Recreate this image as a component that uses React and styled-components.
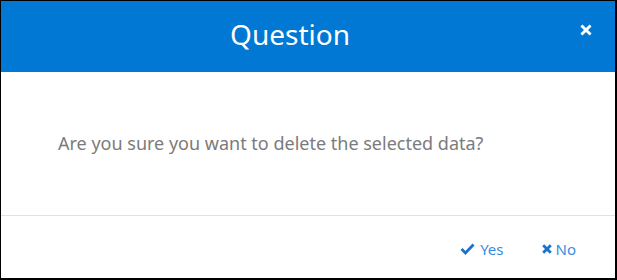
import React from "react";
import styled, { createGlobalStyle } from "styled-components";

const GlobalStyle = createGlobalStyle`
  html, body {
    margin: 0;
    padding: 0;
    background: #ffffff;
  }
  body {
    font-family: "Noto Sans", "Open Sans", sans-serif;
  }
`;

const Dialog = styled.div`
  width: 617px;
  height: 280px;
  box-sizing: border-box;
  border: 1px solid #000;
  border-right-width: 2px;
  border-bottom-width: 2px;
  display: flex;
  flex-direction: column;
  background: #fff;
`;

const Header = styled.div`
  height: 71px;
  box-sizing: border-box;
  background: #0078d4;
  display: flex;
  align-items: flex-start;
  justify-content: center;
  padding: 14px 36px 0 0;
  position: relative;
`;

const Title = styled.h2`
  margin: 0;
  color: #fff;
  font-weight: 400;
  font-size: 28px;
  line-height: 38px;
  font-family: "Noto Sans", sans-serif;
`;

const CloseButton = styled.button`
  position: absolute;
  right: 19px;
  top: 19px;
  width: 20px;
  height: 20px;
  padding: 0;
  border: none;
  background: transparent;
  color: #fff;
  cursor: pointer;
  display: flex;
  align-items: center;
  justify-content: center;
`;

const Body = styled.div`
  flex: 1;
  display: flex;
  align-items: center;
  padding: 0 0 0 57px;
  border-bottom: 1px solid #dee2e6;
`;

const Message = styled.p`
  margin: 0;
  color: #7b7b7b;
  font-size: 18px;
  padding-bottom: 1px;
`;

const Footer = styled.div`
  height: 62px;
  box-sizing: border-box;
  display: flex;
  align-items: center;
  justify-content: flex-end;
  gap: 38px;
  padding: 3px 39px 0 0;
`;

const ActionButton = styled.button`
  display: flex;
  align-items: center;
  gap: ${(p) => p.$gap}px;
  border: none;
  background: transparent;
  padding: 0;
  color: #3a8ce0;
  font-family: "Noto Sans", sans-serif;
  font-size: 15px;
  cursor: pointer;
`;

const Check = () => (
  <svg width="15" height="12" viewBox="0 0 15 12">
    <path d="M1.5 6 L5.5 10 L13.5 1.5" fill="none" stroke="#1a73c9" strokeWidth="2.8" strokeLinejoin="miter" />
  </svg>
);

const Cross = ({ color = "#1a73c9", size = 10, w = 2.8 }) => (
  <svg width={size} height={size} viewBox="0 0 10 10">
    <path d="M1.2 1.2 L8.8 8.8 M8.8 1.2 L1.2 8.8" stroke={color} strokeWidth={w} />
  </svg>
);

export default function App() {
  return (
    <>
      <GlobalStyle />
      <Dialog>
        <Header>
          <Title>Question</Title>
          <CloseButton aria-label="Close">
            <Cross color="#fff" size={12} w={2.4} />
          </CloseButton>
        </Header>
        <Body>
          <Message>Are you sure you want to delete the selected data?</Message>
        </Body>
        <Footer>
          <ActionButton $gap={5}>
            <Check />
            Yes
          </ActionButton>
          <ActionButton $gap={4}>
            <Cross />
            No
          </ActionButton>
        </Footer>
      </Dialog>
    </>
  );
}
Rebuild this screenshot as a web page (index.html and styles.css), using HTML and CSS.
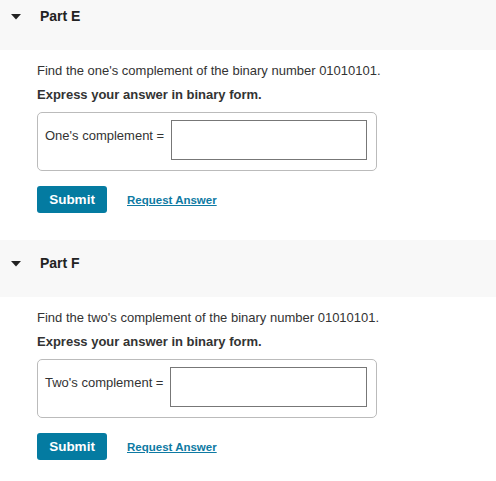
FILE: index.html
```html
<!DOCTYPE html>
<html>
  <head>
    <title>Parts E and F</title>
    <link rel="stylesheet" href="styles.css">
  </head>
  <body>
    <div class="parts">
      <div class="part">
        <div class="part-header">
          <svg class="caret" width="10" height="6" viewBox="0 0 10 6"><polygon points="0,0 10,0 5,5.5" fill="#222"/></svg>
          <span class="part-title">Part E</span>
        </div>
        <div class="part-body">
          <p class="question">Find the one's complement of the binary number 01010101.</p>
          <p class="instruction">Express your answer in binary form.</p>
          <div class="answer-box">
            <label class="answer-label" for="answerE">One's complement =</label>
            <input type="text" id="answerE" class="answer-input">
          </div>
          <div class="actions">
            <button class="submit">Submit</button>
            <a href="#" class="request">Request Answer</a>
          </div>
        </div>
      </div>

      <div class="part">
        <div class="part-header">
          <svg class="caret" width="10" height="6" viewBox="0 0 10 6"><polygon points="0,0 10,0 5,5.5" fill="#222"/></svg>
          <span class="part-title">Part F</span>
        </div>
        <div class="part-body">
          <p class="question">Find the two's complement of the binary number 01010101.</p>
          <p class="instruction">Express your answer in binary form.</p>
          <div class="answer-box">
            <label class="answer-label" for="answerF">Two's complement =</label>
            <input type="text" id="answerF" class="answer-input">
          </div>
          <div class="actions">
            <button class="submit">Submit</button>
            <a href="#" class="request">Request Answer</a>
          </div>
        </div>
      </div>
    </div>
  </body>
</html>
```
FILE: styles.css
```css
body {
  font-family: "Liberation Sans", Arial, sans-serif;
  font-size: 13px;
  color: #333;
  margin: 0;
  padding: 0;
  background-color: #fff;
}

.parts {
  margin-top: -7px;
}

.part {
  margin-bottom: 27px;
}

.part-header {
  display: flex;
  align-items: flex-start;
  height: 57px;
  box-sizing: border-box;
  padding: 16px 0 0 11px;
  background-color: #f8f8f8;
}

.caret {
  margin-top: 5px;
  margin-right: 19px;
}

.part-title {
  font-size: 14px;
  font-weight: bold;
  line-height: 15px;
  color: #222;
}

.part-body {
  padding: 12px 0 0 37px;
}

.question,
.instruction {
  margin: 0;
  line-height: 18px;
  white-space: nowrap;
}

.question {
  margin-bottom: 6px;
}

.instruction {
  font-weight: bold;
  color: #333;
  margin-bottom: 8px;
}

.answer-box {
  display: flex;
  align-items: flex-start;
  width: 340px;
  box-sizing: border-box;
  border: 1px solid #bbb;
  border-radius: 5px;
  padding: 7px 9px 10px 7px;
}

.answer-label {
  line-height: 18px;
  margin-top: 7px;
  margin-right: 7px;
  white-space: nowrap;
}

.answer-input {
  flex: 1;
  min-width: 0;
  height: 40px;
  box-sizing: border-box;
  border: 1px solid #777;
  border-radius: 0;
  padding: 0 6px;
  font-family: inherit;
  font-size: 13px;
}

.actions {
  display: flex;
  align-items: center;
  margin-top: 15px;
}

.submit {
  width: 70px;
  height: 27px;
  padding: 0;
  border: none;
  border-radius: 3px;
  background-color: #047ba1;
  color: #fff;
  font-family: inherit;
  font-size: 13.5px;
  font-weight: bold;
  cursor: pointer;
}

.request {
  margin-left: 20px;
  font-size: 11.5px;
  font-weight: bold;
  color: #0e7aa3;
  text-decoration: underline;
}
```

⁂

» **PROBLEM STATEMENT**
Repeat the records above exactly, leaving out the pictures.

» **RESULT OF THE EXERCISE**
Recreate this image as a component that uses React and styled-components.
import React from "react";
import styled, { createGlobalStyle } from "styled-components";

const GlobalStyle = createGlobalStyle`
  html, body {
    margin: 0;
    padding: 0;
    background: #ffffff;
  }
  body {
    font-family: "Noto Sans", "Open Sans", sans-serif;
  }
`;

const Dialog = styled.div`
  width: 617px;
  height: 280px;
  box-sizing: border-box;
  border: 1px solid #000;
  border-right-width: 2px;
  border-bottom-width: 2px;
  display: flex;
  flex-direction: column;
  background: #fff;
`;

const Header = styled.div`
  height: 71px;
  box-sizing: border-box;
  background: #0078d4;
  display: flex;
  align-items: flex-start;
  justify-content: center;
  padding: 14px 36px 0 0;
  position: relative;
`;

const Title = styled.h2`
  margin: 0;
  color: #fff;
  font-weight: 400;
  font-size: 28px;
  line-height: 38px;
  font-family: "Noto Sans", sans-serif;
`;

const CloseButton = styled.button`
  position: absolute;
  right: 19px;
  top: 19px;
  width: 20px;
  height: 20px;
  padding: 0;
  border: none;
  background: transparent;
  color: #fff;
  cursor: pointer;
  display: flex;
  align-items: center;
  justify-content: center;
`;

const Body = styled.div`
  flex: 1;
  display: flex;
  align-items: center;
  padding: 0 0 0 57px;
  border-bottom: 1px solid #dee2e6;
`;

const Message = styled.p`
  margin: 0;
  color: #7b7b7b;
  font-size: 18px;
  padding-bottom: 1px;
`;

const Footer = styled.div`
  height: 62px;
  box-sizing: border-box;
  display: flex;
  align-items: center;
  justify-content: flex-end;
  gap: 38px;
  padding: 3px 39px 0 0;
`;

const ActionButton = styled.button`
  display: flex;
  align-items: center;
  gap: ${(p) => p.$gap}px;
  border: none;
  background: transparent;
  padding: 0;
  color: #3a8ce0;
  font-family: "Noto Sans", sans-serif;
  font-size: 15px;
  cursor: pointer;
`;

const Check = () => (
  <svg width="15" height="12" viewBox="0 0 15 12">
    <path d="M1.5 6 L5.5 10 L13.5 1.5" fill="none" stroke="#1a73c9" strokeWidth="2.8" strokeLinejoin="miter" />
  </svg>
);

const Cross = ({ color = "#1a73c9", size = 10, w = 2.8 }) => (
  <svg width={size} height={size} viewBox="0 0 10 10">
    <path d="M1.2 1.2 L8.8 8.8 M8.8 1.2 L1.2 8.8" stroke={color} strokeWidth={w} />
  </svg>
);

export default function App() {
  return (
    <>
      <GlobalStyle />
      <Dialog>
        <Header>
          <Title>Question</Title>
          <CloseButton aria-label="Close">
            <Cross color="#fff" size={12} w={2.4} />
          </CloseButton>
        </Header>
        <Body>
          <Message>Are you sure you want to delete the selected data?</Message>
        </Body>
        <Footer>
          <ActionButton $gap={5}>
            <Check />
            Yes
          </ActionButton>
          <ActionButton $gap={4}>
            <Cross />
            No
          </ActionButton>
        </Footer>
      </Dialog>
    </>
  );
}
Rebuild this screenshot as a web page (index.html and styles.css), using HTML and CSS.
FILE: index.html
```html
<!DOCTYPE html>
<html>
  <head>
    <title>Parts E and F</title>
    <link rel="stylesheet" href="styles.css">
  </head>
  <body>
    <div class="parts">
      <div class="part">
        <div class="part-header">
          <svg class="caret" width="10" height="6" viewBox="0 0 10 6"><polygon points="0,0 10,0 5,5.5" fill="#222"/></svg>
          <span class="part-title">Part E</span>
        </div>
        <div class="part-body">
          <p class="question">Find the one's complement of the binary number 01010101.</p>
          <p class="instruction">Express your answer in binary form.</p>
          <div class="answer-box">
            <label class="answer-label" for="answerE">One's complement =</label>
            <input type="text" id="answerE" class="answer-input">
          </div>
          <div class="actions">
            <button class="submit">Submit</button>
            <a href="#" class="request">Request Answer</a>
          </div>
        </div>
      </div>

      <div class="part">
        <div class="part-header">
          <svg class="caret" width="10" height="6" viewBox="0 0 10 6"><polygon points="0,0 10,0 5,5.5" fill="#222"/></svg>
          <span class="part-title">Part F</span>
        </div>
        <div class="part-body">
          <p class="question">Find the two's complement of the binary number 01010101.</p>
          <p class="instruction">Express your answer in binary form.</p>
          <div class="answer-box">
            <label class="answer-label" for="answerF">Two's complement =</label>
            <input type="text" id="answerF" class="answer-input">
          </div>
          <div class="actions">
            <button class="submit">Submit</button>
            <a href="#" class="request">Request Answer</a>
          </div>
        </div>
      </div>
    </div>
  </body>
</html>
```
FILE: styles.css
```css
body {
  font-family: "Liberation Sans", Arial, sans-serif;
  font-size: 13px;
  color: #333;
  margin: 0;
  padding: 0;
  background-color: #fff;
}

.parts {
  margin-top: -7px;
}

.part {
  margin-bottom: 27px;
}

.part-header {
  display: flex;
  align-items: flex-start;
  height: 57px;
  box-sizing: border-box;
  padding: 16px 0 0 11px;
  background-color: #f8f8f8;
}

.caret {
  margin-top: 5px;
  margin-right: 19px;
}

.part-title {
  font-size: 14px;
  font-weight: bold;
  line-height: 15px;
  color: #222;
}

.part-body {
  padding: 12px 0 0 37px;
}

.question,
.instruction {
  margin: 0;
  line-height: 18px;
  white-space: nowrap;
}

.question {
  margin-bottom: 6px;
}

.instruction {
  font-weight: bold;
  color: #333;
  margin-bottom: 8px;
}

.answer-box {
  display: flex;
  align-items: flex-start;
  width: 340px;
  box-sizing: border-box;
  border: 1px solid #bbb;
  border-radius: 5px;
  padding: 7px 9px 10px 7px;
}

.answer-label {
  line-height: 18px;
  margin-top: 7px;
  margin-right: 7px;
  white-space: nowrap;
}

.answer-input {
  flex: 1;
  min-width: 0;
  height: 40px;
  box-sizing: border-box;
  border: 1px solid #777;
  border-radius: 0;
  padding: 0 6px;
  font-family: inherit;
  font-size: 13px;
}

.actions {
  display: flex;
  align-items: center;
  margin-top: 15px;
}

.submit {
  width: 70px;
  height: 27px;
  padding: 0;
  border: none;
  border-radius: 3px;
  background-color: #047ba1;
  color: #fff;
  font-family: inherit;
  font-size: 13.5px;
  font-weight: bold;
  cursor: pointer;
}

.request {
  margin-left: 20px;
  font-size: 11.5px;
  font-weight: bold;
  color: #0e7aa3;
  text-decoration: underline;
}
```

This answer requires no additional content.